The county’s Watersheds and Resource Protection Areas Viewer shows estimated RPA locations, though the mapped boundaries represent what the Board of Supervisors adopted in 1993 and 2003 and may be refined by a site-specific field study when someone actually applies to develop.6Fairfax County. Chesapeake Bay Preservation Ordinance If you need an exception, the Chesapeake Bay Preservation Ordinance Exception Review Committee holds public hearings to review applications for land-disturbing activities within RPAs. Violating RPA restrictions requires an approved restoration plan and can trigger penalties.
Fairfax County publishes a FEMA Special Flood Hazard Areas Map that integrates federal flood data into the county’s own mapping system.7Fairfax County. Digital Flood Insurance Rate Map This data comes from the National Flood Hazard Layer, a geospatial database maintained by FEMA that contains current flood risk information and supports the National Flood Insurance Program.8FEMA. Flood Data Viewers and Geospatial Data If your parcel sits within a Special Flood Hazard Area, your mortgage lender will almost certainly require flood insurance. Checking this layer before buying a property can save you from an unwelcome surprise at closing.
Errors happen, and the fix depends on where the mistake lives. The county’s GIS FAQ lays out three distinct scenarios.9Fairfax County. Frequently Asked Questions – GIS and Mapping Services
Property owners who want to split a consolidated tax map number into two or more separate numbers must submit an Owner Request to Split Tax Map Numbers form along with a copy of the plat to the Site Application Center at Land Development Services.9Fairfax County. Frequently Asked Questions – GIS and Mapping Services You can send the form by mail or email it to [email protected].
Tax map data feeds directly into your property’s assessed value, so if you spot an error in lot size, building square footage, or other characteristics, it can affect what you owe. Fairfax County provides two levels of appeal.

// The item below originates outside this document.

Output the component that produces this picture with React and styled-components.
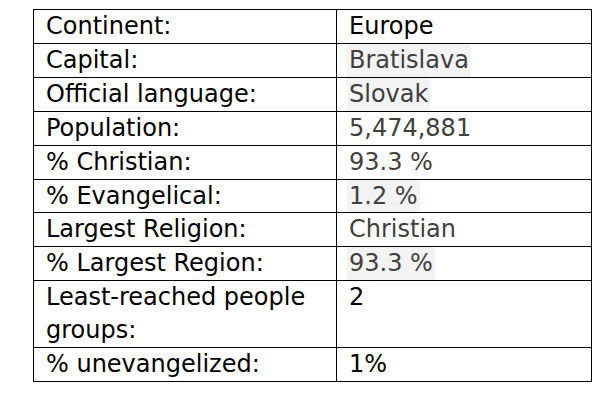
import React from 'react'
import styled, { createGlobalStyle } from 'styled-components'

const GlobalStyle = createGlobalStyle`
  html, body {
    margin: 0;
    padding: 0;
    background: #fff;
  }
`

const rows = [
  { label: 'Continent:', value: 'Europe', tone: 'dark' },
  { label: 'Capital:', value: 'Bratislava', tone: 'grey', marked: true },
  { label: 'Official language:', value: 'Slovak', tone: 'grey', marked: true },
  { label: 'Population:', value: '5,474,881', tone: 'grey' },
  { label: '% Christian:', value: '93.3 %', tone: 'grey' },
  { label: '% Evangelical:', value: '1.2 %', tone: 'grey', marked: true },
  { label: 'Largest Religion:', value: 'Christian', tone: 'grey' },
  { label: '% Largest Region:', value: '93.3 %', tone: 'grey', marked: true },
  { label: 'Least-reached people groups:', value: '2', tone: 'dark' },
  { label: '% unevangelized:', value: '1%', tone: 'dark' },
]

const Page = styled.div`
  padding: 9px 0 0 33px;
`

const Table = styled.table`
  border-collapse: collapse;
  width: 559px;
  table-layout: fixed;
  font-family: 'DejaVu Sans', sans-serif;
  font-size: 24px;
  line-height: 32.9px;
  color: #000;
`

const Cell = styled.td`
  border: 1px solid #000;
  padding: 0 8px 0 12px;
  vertical-align: top;
`

const Value = styled.span`
  display: inline-block;
  color: ${(p) => (p.$tone === 'grey' ? '#404040' : '#000')};
  background: ${(p) => (p.$marked ? '#f3f3f3' : 'transparent')};
  margin-left: -2px;
  padding: 0 2px;
`

const App = () => {
  return (
    <Page>
      <GlobalStyle />
      <Table>
        <colgroup>
          <col style={{ width: 303 }} />
          <col />
        </colgroup>
        <tbody>
          {rows.map((r) => (
            <tr key={r.label}>
              <Cell>{r.label}</Cell>
              <Cell>
                <Value $tone={r.tone} $marked={r.marked}>
                  {r.value}
                </Value>
              </Cell>
            </tr>
          ))}
        </tbody>
      </Table>
    </Page>
  )
}

export default App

The first step is an administrative appeal filed with the Department of Tax Administration. You discuss your assessment with DTA staff appraisers, who will schedule a field inspection of the property. After reviewing the inspection results and comparable sales data, a supervising appraiser makes a determination: the original value may be affirmed, increased, or decreased.10Fairfax County. Real Estate Assessment Appeals – Tax Administration For 2026, administrative appeal applications must be postmarked or filed online by April 1, 2026.

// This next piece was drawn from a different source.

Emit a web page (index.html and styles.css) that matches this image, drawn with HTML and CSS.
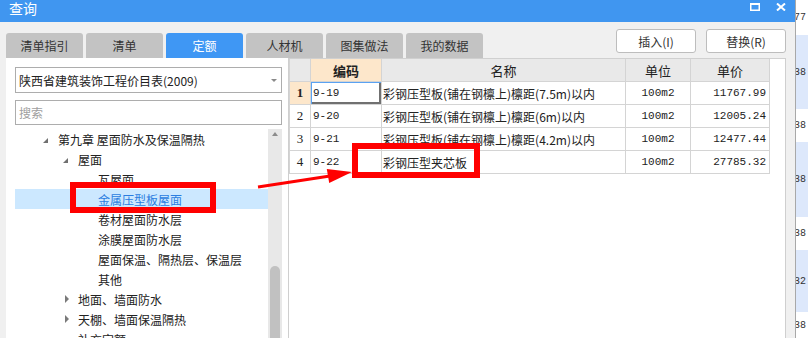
FILE: index.html
```html
<!DOCTYPE html>
<html lang="zh-CN">
<head>
    <meta charset="UTF-8">
    <title>查询</title>
    <link rel="stylesheet" href="styles.css">
</head>
<body>
    <div class="dialog">
        <div class="titlebar">
            <span class="title">查询</span>
            <div class="win-buttons">
                <svg class="win-icon" width="10" height="8" viewBox="0 0 10 8"><rect x="0.75" y="1" width="8.5" height="6.25" fill="none" stroke="#fff" stroke-width="1.5"/><rect x="0" y="0" width="10" height="2" fill="#fff"/></svg>
                <svg class="win-icon" width="10" height="8" viewBox="0 0 10 8"><path d="M1 0.5 L9 7.5 M9 0.5 L1 7.5" stroke="#fff" stroke-width="2"/></svg>
            </div>
        </div>

        <div class="content">
            <div class="toolbar">
                <div class="tabs">
                    <div class="tab">清单指引</div>
                    <div class="tab">清单</div>
                    <div class="tab active">定额</div>
                    <div class="tab">人材机</div>
                    <div class="tab">图集做法</div>
                    <div class="tab">我的数据</div>
                </div>
                <div class="actions">
                    <div class="btn">插入(I)</div>
                    <div class="btn">替换(R)</div>
                </div>
            </div>

            <div class="main">
                <div class="left">
                    <div class="select">
                        <span>陕西省建筑装饰工程价目表(2009)</span>
                        <span class="caret"></span>
                    </div>
                    <div class="search">搜索</div>
                    <div class="tree">
                        <div class="tree-list">
                            <div class="node lvl1"><span class="toggle open"></span>第九章 屋面防水及保温隔热</div>
                            <div class="node lvl2"><span class="toggle open"></span>屋面</div>
                            <div class="node lvl3"><span class="toggle"></span>瓦屋面</div>
                            <div class="node lvl3 selected"><span class="toggle"></span>金属压型板屋面</div>
                            <div class="node lvl3"><span class="toggle"></span>卷材屋面防水层</div>
                            <div class="node lvl3"><span class="toggle"></span>涂膜屋面防水层</div>
                            <div class="node lvl3"><span class="toggle"></span>屋面保温、隔热层、保温层</div>
                            <div class="node lvl3"><span class="toggle"></span>其他</div>
                            <div class="node lvl2"><span class="toggle closed"></span>地面、墙面防水</div>
                            <div class="node lvl2"><span class="toggle closed"></span>天棚、墙面保温隔热</div>
                            <div class="node lvl2"><span class="toggle"></span>补充定额</div>
                        </div>
                        <div class="scrollbar">
                            <div class="scroll-up"></div>
                            <div class="thumb"></div>
                        </div>
                    </div>
                </div>

                <div class="right">
                    <div class="grid">
                        <div class="cell head"></div>
                        <div class="cell head sorted">编码</div>
                        <div class="cell head">名称</div>
                        <div class="cell head">单位</div>
                        <div class="cell head">单价</div>

                        <div class="cell num current">1</div>
                        <div class="cell mono focus">9-19</div>
                        <div class="cell name">彩钢压型板(铺在钢檩上)檩距(7.5m)以内</div>
                        <div class="cell mono unit">100m2</div>
                        <div class="cell mono price">11767.99</div>

                        <div class="cell num">2</div>
                        <div class="cell mono">9-20</div>
                        <div class="cell name">彩钢压型板(铺在钢檩上)檩距(6m)以内</div>
                        <div class="cell mono unit">100m2</div>
                        <div class="cell mono price">12005.24</div>

                        <div class="cell num">3</div>
                        <div class="cell mono">9-21</div>
                        <div class="cell name">彩钢压型板(铺在钢檩上)檩距(4.2m)以内</div>
                        <div class="cell mono unit">100m2</div>
                        <div class="cell mono price">12477.44</div>

                        <div class="cell num">4</div>
                        <div class="cell mono">9-22</div>
                        <div class="cell name">彩钢压型夹芯板</div>
                        <div class="cell mono unit">100m2</div>
                        <div class="cell mono price">27785.32</div>
                    </div>
                </div>
            </div>
        </div>
    </div>

    <div class="strip">
        <div class="strip-row h35">77</div>
        <div class="strip-row alt h74">38</div>
        <div class="strip-row h33">38</div>
        <div class="strip-row alt h75">38</div>
        <div class="strip-row h33">38</div>
        <div class="strip-row alt h62">32</div>
        <div class="strip-row h26">38</div>
    </div>

    <!-- red annotations drawn over the screenshot -->
    <svg class="marks" width="808" height="338" viewBox="0 0 808 338">
        <rect x="73" y="185" width="140" height="25" fill="none" stroke="#f00" stroke-width="6"/>
        <rect x="355" y="146" width="122" height="29" fill="none" stroke="#f00" stroke-width="6"/>
        <line x1="258" y1="187" x2="330" y2="176" stroke="#f00" stroke-width="3"/>
        <polygon points="352,172 326.8,169 329.2,183" fill="#f00"/>
    </svg>
</body>
</html>
```

FILE: styles.css
```css
* {
    box-sizing: border-box;
}

body {
    margin: 0;
    width: 808px;
    height: 338px;
    overflow: hidden;
    display: flex;
    position: relative;
    font-family: "Noto Sans CJK SC", sans-serif;
    font-size: 12px;
    color: #222;
    background: #fff;
}

.dialog {
    width: 795px;
    display: flex;
    flex-direction: column;
    background: #f0f0f0;
}

.titlebar {
    height: 22px;
    flex: none;
    display: flex;
    align-items: flex-start;
    padding: 0 9px;
    background: #4096f0;
    color: #fff;
}

.title {
    font-size: 14px;
    line-height: 14px;
    padding-top: 1px;
}

.win-buttons {
    margin-left: auto;
    display: flex;
    gap: 16px;
    padding-top: 3px;
}

.content {
    flex: 1;
    display: flex;
    flex-direction: column;
    min-height: 0;
    padding: 0 9px 0 6px;
}

.toolbar {
    height: 36px;
    flex: none;
    display: flex;
    align-items: flex-end;
}

.tabs {
    display: flex;
    gap: 3px;
}

.tab {
    width: 77px;
    height: 25px;
    display: flex;
    align-items: center;
    justify-content: center;
    background: #c3c3c3;
    border-radius: 3px 3px 0 0;
    color: #333;
}

.tab.active {
    background: #3f97f4;
    color: #fff;
}

.actions {
    margin-left: auto;
    align-self: flex-start;
    margin-top: 7px;
    display: flex;
    gap: 10px;
}

.btn {
    width: 80px;
    height: 24px;
    display: flex;
    align-items: center;
    justify-content: center;
    background: #fff;
    border: 1px solid #bdbdbd;
    border-radius: 3px;
    color: #333;
}

.main {
    flex: 1;
    display: flex;
    min-height: 0;
}

/* left: library tree */
.left {
    width: 283px;
    display: flex;
    flex-direction: column;
    padding: 9px 6px 0 9px;
    background: #fff;
    border-right: 1px solid #cfcfcf;
}

.select {
    height: 26px;
    display: flex;
    align-items: center;
    padding: 0 3px;
    border: 1px solid #adadad;
}

.caret {
    margin-left: auto;
    margin-right: 1px;
    width: 0;
    height: 0;
    border-left: 3px solid transparent;
    border-right: 3px solid transparent;
    border-top: 3px solid #8a8a8a;
}

.search {
    height: 25px;
    margin-top: 7px;
    display: flex;
    align-items: center;
    padding: 0 3px;
    border: 1px solid #adadad;
    color: #a0a0a0;
}

.tree {
    flex: 1;
    display: flex;
    min-height: 0;
    margin-top: 4px;
}

.tree-list {
    flex: 1;
    overflow: hidden;
}

.node {
    height: 20px;
    display: flex;
    align-items: center;
    white-space: nowrap;
}

.node.lvl1 { padding-left: 27px; }
.node.lvl2 { padding-left: 47px; }
.node.lvl3 { padding-left: 67px; }

.node.selected {
    background: #cce8ff;
    color: #2b7de0;
}

.toggle {
    width: 16px;
    flex: none;
    display: flex;
    align-items: center;
}

.toggle.open::before {
    content: "";
    margin-left: 1px;
    margin-top: 2px;
    border-left: 5px solid transparent;
    border-bottom: 5px solid #707070;
}

.toggle.closed::before {
    content: "";
    margin-left: 3px;
    border-top: 4px solid transparent;
    border-bottom: 4px solid transparent;
    border-left: 4px solid #7a7a7a;
}

.scrollbar {
    width: 14px;
    display: flex;
    flex-direction: column;
    background: #e8e8e8;
}

.scroll-up {
    height: 14px;
    display: flex;
    justify-content: center;
    padding-top: 3px;
}

.scroll-up::before {
    content: "";
    border-left: 3px solid transparent;
    border-right: 3px solid transparent;
    border-bottom: 4px solid #8c8c8c;
    height: 0;
}

.thumb {
    flex: 1;
    margin: 123px 2px 0;
    background: #c1c1c1;
    border-radius: 5px 5px 0 0;
}

/* right: quota list */
.right {
    flex: 1;
    background: #fff;
    border-top: 1px solid #d0d0d0;
    border-right: 1px solid #cfcfcf;
}

.grid {
    display: grid;
    grid-template-columns: 21px 71px 244px 65px 79px;
    grid-auto-rows: 23px;
    width: 481px;
    border-left: 1px solid #d4d4d4;
}

.cell {
    display: flex;
    align-items: center;
    padding: 0 2px;
    border-right: 1px solid #d4d4d4;
    border-bottom: 1px solid #d4d4d4;
    white-space: nowrap;
    overflow: hidden;
}

.cell.head {
    justify-content: center;
    background: #e9e9e9;
    font-size: 13px;
    color: #222;
}

.cell.head.sorted {
    background: #fde7cb;
    font-weight: bold;
}

.cell.num {
    justify-content: center;
    font-family: "Liberation Serif", serif;
    font-size: 13px;
}

.cell.num.current {
    background: #fde7cb;
    font-weight: bold;
}

.cell.mono {
    font-family: "Liberation Mono", monospace;
    font-size: 11px;
}

.cell.focus {
    box-shadow: inset 1px 1px 0 #5aa2f2, inset -2px -2px 0 #707070;
}

.cell.name {
    padding-left: 1px;
}

.cell.unit {
    justify-content: center;
}

.cell.price {
    justify-content: flex-end;
    padding-right: 3px;
}

/* part of the window behind the dialog */
.strip {
    flex: 1;
    display: flex;
    flex-direction: column;
    border-left: 1px solid #a8a8a8;
    overflow: hidden;
}

.strip-row {
    display: flex;
    align-items: center;
    justify-content: flex-end;
    padding-right: 2px;
    font-family: "Liberation Mono", monospace;
    font-size: 10px;
    color: #333;
    white-space: nowrap;
    flex: none;
}

.strip-row.alt {
    background: #dde8fb;
}

.h35 { height: 35px; }
.h74 { height: 74px; }
.h33 { height: 33px; }
.h75 { height: 75px; }
.h62 { height: 62px; }
.h26 { height: 26px; }

.marks {
    position: absolute;
    top: 0;
    left: 0;
    pointer-events: none;
}
```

If you’re unsatisfied with the administrative result, or if you prefer to skip that step entirely, you can appeal directly to the Board of Equalization. The BOE is an independent body appointed by the Board of Supervisors with the authority to increase, decrease, or affirm your assessment after a formal hearing.10Fairfax County. Real Estate Assessment Appeals – Tax Administration For 2026, BOE appeals must be postmarked by midnight on June 1, 2026, or delivered by 4:30 p.m. that day. One important detail that catches people off guard: you must pay your taxes on time even while an appeal is pending, or you’ll face penalties and interest regardless of the outcome.

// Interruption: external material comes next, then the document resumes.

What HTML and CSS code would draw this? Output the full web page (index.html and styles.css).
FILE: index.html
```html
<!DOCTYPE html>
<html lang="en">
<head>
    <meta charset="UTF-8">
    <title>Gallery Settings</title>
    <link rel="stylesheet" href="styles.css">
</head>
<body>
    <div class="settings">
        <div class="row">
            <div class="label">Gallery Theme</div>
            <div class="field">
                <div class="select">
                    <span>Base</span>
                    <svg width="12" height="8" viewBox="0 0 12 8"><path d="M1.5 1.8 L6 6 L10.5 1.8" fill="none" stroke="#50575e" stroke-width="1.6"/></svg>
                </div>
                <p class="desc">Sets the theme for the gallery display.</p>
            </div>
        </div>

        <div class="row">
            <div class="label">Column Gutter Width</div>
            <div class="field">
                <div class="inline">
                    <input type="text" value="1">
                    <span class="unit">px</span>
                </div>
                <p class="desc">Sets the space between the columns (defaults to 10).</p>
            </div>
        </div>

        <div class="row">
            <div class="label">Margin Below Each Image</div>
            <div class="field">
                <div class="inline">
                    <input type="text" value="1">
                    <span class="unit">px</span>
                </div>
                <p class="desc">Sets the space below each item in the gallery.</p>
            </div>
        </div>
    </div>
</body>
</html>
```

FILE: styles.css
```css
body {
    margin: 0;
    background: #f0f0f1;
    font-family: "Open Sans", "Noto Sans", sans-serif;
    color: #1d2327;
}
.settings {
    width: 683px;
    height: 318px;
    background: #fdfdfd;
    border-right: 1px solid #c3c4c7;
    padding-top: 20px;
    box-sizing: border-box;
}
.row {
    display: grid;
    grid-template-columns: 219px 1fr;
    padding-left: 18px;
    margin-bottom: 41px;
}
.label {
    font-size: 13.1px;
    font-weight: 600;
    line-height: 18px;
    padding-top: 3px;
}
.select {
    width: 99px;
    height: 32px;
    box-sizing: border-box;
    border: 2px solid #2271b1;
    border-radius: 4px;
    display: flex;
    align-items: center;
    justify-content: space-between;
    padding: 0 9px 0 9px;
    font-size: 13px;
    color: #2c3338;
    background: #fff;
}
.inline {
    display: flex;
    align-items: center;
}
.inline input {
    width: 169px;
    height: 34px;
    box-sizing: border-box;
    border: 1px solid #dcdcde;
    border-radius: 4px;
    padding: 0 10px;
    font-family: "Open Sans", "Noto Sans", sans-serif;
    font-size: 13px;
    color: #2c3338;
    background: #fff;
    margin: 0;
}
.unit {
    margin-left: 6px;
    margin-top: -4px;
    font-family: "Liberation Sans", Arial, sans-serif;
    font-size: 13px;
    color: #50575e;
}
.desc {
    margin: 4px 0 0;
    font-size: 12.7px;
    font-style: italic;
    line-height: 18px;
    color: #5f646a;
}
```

For legal filings, engineering projects, or real estate closings, you may need a physical copy of the tax map rather than a screenshot. The Department of Tax Administration’s Real Estate Division handles assessment-related records, while the GIS Division manages the mapping data itself. For recorded plats and deeds, the Circuit Court Clerk’s office at the Fairfax County Courthouse (4110 Chain Bridge Rd, Suite 317) is the place to go.9Fairfax County. Frequently Asked Questions – GIS and Mapping Services
Fees for printed reproductions and certified copies vary depending on the document type, size, and whether it needs an official seal for court use. Contact the relevant office directly before making the trip, as pricing and turnaround times depend on what you’re requesting. The county’s Real Estate Assessment data is freely available online, so for most non-legal purposes, pulling up the information through iCare or the Digital Map Viewer will be faster and free.3Fairfax County. Fairfax County Real Estate Assessment Site
Worth emphasizing: the county’s GIS parcel data is a reference tool, not a legal survey. Parcel boundaries have been digitized from source materials of varying quality and age, and the county explicitly warns that all GIS parcel data carries inaccuracies.9Fairfax County. Frequently Asked Questions – GIS and Mapping Services The official link between a legal description and its assessed value lives in the Real Estate Assessment Information Site, not in the map display. If you’re making decisions that hinge on exact boundary locations, whether for a fence, a building addition, or a property sale, hire a licensed land surveyor. The digital map will tell you roughly where your property sits and what surrounds it, but only a professional survey establishes the lines that hold up in court.